● Instruction
Single out the lines of the material that contain "React" and copy them.

● Data extract
....

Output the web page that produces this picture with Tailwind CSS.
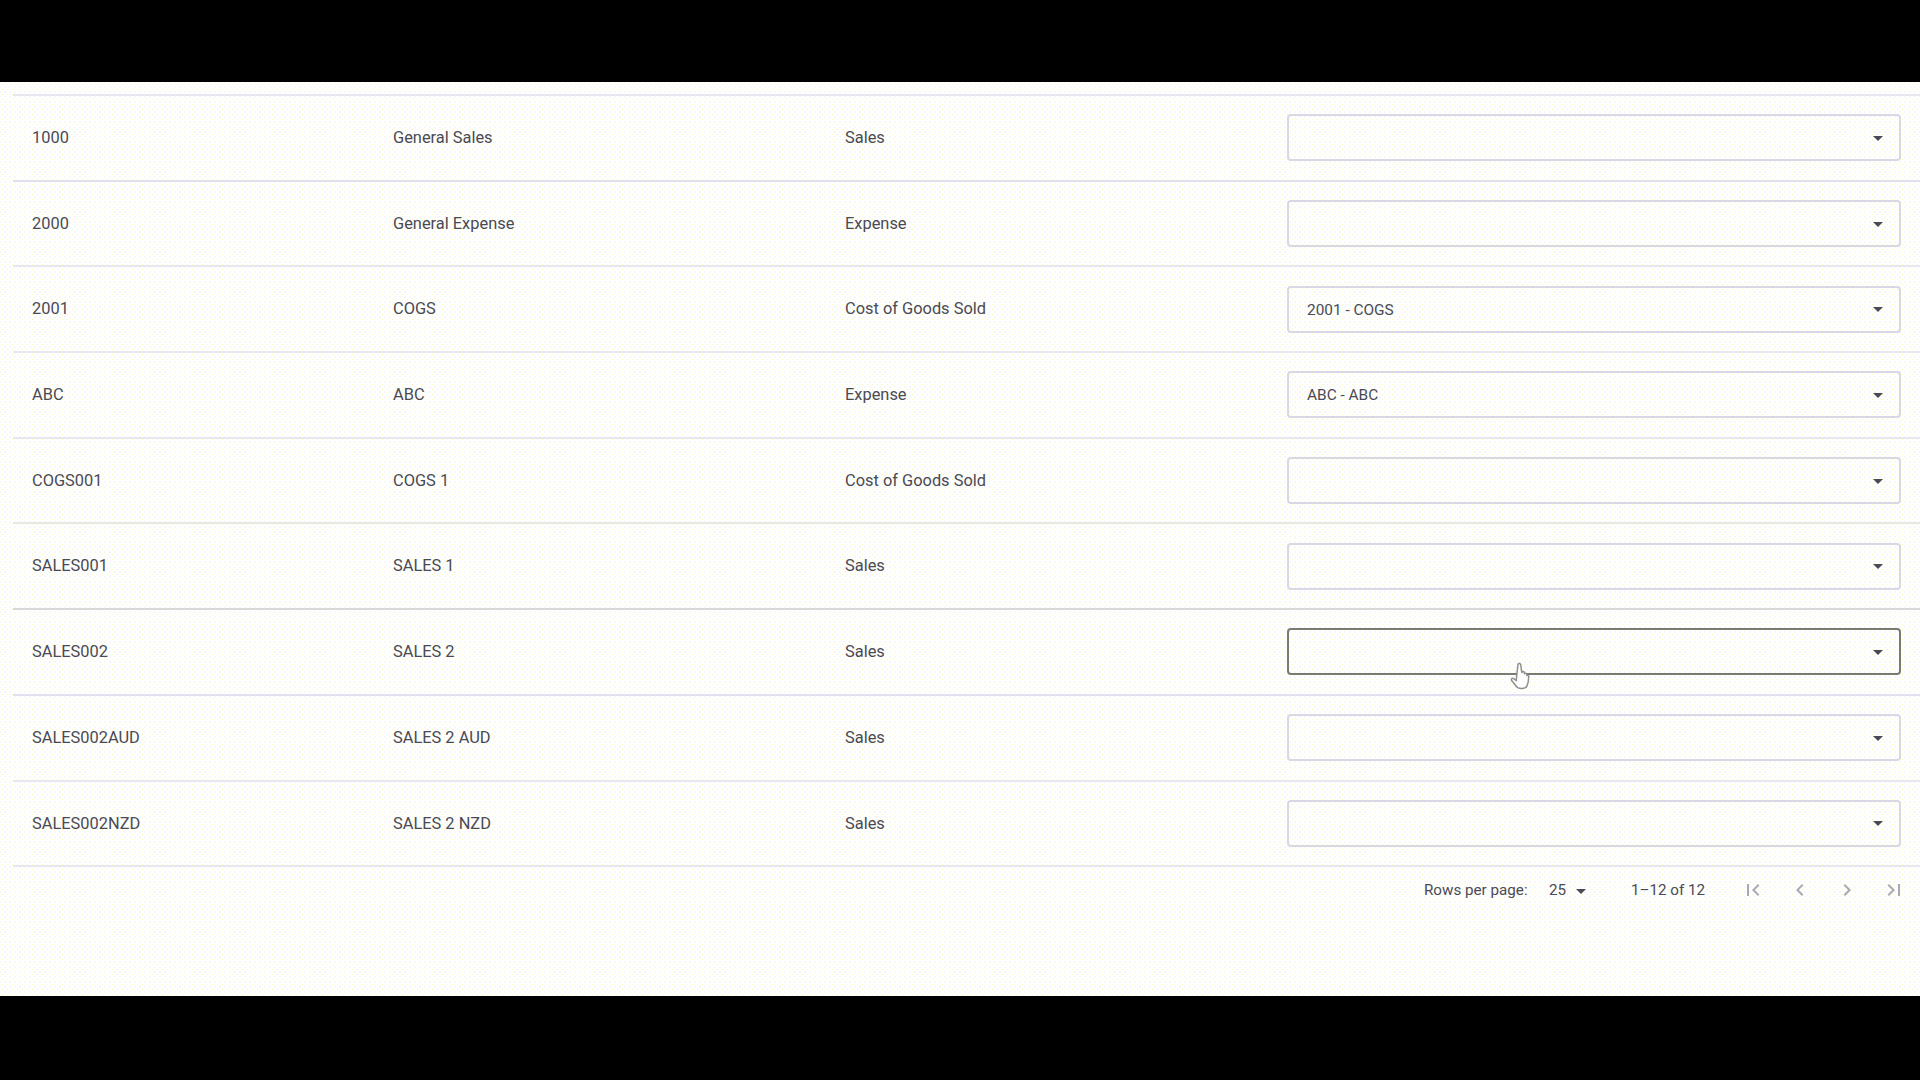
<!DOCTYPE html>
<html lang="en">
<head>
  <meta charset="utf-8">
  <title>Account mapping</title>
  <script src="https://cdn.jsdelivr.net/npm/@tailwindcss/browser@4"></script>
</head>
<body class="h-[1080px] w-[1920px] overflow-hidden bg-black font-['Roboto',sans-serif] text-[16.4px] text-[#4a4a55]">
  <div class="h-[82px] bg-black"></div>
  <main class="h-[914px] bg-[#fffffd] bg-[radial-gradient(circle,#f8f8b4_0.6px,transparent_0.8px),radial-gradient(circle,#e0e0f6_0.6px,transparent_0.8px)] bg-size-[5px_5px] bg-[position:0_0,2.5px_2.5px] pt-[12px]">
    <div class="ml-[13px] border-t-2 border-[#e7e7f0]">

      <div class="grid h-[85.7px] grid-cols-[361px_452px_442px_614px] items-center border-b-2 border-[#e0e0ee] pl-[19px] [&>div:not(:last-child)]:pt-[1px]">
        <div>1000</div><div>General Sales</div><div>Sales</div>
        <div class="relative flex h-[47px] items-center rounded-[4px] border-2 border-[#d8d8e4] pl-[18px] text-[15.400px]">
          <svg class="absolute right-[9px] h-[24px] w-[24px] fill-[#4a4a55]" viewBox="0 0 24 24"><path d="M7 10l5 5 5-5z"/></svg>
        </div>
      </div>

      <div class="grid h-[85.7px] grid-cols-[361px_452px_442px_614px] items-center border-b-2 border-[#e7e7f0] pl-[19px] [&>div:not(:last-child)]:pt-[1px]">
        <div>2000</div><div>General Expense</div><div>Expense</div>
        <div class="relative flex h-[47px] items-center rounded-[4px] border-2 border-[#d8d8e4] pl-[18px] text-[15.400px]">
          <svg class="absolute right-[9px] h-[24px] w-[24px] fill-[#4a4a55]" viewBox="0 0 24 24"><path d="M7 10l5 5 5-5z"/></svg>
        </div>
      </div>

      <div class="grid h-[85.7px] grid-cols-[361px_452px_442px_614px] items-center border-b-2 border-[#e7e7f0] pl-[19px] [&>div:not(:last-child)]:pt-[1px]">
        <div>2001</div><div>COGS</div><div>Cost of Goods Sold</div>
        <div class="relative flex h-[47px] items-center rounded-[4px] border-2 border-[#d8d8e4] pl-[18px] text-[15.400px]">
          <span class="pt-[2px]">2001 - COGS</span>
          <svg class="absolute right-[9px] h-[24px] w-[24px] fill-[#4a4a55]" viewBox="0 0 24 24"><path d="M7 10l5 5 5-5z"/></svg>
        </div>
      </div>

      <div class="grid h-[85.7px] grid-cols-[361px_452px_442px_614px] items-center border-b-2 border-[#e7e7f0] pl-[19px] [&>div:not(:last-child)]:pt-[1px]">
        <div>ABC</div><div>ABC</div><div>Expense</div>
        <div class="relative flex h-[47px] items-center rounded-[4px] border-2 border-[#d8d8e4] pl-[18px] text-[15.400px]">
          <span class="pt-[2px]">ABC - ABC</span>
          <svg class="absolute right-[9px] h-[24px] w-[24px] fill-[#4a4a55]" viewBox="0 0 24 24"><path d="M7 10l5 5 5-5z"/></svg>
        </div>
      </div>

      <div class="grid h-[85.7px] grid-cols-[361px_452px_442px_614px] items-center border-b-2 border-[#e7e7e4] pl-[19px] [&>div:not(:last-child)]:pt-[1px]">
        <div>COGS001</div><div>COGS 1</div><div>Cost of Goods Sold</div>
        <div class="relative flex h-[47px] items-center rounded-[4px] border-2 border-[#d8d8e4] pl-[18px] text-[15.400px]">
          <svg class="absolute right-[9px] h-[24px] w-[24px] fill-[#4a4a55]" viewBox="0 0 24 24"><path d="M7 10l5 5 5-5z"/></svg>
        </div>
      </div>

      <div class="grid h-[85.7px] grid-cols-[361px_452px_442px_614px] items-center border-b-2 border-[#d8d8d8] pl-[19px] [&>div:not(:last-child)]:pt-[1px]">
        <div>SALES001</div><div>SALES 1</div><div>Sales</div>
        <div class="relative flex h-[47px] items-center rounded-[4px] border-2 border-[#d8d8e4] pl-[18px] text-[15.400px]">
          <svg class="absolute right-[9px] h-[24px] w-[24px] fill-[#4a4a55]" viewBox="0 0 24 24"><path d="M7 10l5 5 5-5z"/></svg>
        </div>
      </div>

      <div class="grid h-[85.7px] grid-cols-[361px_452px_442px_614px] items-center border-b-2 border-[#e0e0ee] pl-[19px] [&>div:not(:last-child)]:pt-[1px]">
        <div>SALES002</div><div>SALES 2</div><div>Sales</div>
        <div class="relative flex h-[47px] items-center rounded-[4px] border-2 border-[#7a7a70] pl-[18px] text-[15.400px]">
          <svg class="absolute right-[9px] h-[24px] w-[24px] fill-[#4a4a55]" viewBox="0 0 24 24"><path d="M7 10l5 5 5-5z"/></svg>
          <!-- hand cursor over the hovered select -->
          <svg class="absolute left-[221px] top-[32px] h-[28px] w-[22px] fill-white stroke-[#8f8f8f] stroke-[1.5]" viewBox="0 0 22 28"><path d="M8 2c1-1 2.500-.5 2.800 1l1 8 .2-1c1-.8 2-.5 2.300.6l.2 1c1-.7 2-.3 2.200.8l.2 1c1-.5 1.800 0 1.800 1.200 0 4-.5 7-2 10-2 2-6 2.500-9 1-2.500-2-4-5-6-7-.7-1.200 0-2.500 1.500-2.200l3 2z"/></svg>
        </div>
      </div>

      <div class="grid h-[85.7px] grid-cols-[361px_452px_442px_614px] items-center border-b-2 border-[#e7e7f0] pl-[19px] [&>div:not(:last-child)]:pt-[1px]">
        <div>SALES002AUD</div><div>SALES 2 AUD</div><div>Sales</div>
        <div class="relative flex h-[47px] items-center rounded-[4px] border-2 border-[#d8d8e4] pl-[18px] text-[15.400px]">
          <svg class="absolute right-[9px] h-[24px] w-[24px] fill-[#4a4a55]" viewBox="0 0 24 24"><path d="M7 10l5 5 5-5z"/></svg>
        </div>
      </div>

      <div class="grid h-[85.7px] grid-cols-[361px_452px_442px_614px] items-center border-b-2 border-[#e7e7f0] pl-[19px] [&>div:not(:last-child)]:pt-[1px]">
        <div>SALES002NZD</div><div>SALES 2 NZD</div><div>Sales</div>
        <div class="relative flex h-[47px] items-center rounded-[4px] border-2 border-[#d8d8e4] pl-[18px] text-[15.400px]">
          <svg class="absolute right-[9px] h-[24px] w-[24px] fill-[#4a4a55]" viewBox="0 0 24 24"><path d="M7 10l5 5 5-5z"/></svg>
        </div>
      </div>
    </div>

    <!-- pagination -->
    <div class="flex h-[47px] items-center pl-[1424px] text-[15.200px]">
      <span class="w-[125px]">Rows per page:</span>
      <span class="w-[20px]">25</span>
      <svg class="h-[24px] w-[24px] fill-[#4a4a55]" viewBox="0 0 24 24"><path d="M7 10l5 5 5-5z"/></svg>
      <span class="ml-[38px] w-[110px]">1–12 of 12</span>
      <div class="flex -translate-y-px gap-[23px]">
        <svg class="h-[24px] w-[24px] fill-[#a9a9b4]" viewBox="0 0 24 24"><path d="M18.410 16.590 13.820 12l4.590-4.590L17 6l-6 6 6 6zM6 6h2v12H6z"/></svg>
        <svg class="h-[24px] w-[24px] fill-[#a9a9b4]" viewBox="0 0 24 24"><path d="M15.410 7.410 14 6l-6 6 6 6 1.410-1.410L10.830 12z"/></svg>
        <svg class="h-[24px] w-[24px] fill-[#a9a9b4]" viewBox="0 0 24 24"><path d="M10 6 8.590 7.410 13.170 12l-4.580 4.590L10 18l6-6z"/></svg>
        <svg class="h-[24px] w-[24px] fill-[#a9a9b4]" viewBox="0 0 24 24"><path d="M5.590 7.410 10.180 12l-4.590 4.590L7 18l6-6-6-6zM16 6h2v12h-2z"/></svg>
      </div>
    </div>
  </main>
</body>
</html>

....

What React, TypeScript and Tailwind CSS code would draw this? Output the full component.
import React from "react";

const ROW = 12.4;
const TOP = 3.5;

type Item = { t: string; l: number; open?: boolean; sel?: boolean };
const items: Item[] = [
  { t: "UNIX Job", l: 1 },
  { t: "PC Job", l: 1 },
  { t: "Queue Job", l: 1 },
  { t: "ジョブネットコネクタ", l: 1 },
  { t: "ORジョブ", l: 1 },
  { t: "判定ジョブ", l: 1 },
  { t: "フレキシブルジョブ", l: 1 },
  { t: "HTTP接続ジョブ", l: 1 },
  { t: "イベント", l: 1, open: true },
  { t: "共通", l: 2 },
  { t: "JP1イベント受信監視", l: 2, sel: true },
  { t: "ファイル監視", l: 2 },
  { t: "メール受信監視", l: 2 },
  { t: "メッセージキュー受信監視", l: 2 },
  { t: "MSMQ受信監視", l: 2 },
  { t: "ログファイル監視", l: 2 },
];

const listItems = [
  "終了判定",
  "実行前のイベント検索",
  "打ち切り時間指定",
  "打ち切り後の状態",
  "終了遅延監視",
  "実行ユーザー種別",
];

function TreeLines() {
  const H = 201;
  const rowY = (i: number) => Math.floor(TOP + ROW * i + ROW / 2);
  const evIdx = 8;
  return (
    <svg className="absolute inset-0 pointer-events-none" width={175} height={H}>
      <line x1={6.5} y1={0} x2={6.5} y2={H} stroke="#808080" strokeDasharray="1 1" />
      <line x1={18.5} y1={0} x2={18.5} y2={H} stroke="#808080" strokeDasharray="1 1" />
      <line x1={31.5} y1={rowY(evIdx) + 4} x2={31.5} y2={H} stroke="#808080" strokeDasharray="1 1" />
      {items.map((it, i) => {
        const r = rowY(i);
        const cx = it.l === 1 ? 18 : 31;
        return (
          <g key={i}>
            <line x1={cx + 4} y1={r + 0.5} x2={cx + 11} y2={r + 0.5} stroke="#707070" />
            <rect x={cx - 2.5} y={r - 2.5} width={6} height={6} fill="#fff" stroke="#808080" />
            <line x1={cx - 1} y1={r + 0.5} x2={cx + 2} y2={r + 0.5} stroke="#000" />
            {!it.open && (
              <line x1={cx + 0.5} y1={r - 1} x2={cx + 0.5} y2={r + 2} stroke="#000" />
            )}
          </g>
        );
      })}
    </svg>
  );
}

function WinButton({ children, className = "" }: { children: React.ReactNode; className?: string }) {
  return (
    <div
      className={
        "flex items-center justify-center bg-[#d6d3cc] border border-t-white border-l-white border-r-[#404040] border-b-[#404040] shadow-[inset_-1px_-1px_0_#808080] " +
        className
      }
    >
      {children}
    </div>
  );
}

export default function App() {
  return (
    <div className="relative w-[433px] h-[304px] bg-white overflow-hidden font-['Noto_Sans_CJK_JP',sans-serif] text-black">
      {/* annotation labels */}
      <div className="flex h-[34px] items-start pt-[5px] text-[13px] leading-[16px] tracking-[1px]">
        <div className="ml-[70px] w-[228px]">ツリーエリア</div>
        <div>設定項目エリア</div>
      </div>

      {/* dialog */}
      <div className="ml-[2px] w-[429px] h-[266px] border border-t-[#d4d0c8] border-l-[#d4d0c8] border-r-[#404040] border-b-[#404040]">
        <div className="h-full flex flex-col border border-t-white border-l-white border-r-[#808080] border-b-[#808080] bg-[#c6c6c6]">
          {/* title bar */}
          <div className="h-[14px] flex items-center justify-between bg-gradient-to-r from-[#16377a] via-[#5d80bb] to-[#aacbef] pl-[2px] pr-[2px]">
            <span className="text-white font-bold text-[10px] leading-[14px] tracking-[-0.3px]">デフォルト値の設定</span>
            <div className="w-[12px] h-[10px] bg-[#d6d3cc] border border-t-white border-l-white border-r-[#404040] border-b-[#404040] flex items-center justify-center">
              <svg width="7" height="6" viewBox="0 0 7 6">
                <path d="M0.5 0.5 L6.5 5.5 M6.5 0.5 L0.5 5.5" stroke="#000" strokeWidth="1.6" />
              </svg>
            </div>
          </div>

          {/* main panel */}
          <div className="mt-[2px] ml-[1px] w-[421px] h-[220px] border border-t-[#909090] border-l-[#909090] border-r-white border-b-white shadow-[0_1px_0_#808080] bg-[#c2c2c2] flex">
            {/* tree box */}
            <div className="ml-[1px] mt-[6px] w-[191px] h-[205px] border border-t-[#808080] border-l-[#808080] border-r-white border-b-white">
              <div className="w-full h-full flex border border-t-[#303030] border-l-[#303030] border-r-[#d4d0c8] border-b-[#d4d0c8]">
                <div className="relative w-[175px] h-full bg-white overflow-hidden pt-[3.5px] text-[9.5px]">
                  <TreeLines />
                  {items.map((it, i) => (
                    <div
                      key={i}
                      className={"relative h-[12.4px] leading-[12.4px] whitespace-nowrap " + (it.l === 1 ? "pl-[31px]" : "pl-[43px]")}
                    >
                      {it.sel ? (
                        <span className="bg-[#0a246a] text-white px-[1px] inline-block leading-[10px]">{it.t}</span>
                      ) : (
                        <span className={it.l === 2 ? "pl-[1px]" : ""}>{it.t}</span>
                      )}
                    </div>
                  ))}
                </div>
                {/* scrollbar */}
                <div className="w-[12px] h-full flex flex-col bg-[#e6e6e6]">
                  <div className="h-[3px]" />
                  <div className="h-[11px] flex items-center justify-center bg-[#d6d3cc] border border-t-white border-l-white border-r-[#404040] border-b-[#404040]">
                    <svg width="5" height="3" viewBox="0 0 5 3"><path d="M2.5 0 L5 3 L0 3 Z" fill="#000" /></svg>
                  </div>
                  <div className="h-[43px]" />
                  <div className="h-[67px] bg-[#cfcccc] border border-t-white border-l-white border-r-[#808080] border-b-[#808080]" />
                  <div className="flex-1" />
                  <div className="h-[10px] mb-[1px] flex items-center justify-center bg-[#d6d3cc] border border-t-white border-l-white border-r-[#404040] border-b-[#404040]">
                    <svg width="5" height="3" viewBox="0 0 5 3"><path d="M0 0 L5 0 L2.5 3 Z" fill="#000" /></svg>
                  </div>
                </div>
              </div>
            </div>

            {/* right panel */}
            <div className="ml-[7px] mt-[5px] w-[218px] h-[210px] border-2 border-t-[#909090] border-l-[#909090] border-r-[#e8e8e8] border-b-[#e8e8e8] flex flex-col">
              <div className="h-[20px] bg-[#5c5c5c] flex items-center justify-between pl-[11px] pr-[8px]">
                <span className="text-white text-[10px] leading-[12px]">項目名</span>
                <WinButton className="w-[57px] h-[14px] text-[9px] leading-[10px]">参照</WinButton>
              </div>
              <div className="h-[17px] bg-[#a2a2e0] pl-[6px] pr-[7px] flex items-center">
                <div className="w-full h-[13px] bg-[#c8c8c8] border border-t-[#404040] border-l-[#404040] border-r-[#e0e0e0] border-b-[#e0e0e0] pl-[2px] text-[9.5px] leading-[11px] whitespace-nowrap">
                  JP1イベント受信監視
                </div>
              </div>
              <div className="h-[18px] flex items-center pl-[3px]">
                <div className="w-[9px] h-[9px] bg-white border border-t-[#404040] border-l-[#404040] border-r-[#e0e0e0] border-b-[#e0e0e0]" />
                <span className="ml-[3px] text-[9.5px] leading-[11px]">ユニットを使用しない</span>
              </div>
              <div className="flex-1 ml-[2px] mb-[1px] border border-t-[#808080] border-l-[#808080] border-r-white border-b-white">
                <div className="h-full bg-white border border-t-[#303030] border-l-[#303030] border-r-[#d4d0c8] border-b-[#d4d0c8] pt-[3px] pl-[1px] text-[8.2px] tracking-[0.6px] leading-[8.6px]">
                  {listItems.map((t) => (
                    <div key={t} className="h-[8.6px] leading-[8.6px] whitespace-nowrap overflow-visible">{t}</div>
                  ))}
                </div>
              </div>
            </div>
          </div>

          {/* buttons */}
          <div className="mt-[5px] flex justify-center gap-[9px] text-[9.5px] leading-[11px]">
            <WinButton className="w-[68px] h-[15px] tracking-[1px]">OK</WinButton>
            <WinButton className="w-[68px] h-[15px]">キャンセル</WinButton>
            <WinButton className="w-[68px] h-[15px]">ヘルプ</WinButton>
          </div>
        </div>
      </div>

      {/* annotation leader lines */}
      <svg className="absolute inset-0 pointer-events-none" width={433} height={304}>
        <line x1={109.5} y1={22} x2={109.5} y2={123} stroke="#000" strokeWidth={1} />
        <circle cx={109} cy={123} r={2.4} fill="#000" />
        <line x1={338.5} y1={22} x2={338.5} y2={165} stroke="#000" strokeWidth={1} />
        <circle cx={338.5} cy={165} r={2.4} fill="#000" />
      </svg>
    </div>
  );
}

....

● Written reply
What React, TypeScript and Tailwind CSS code would draw this? Output the full component.
import React from "react";
function WinButton({ children, className = "" }: { children: React.ReactNode; className?: string }) {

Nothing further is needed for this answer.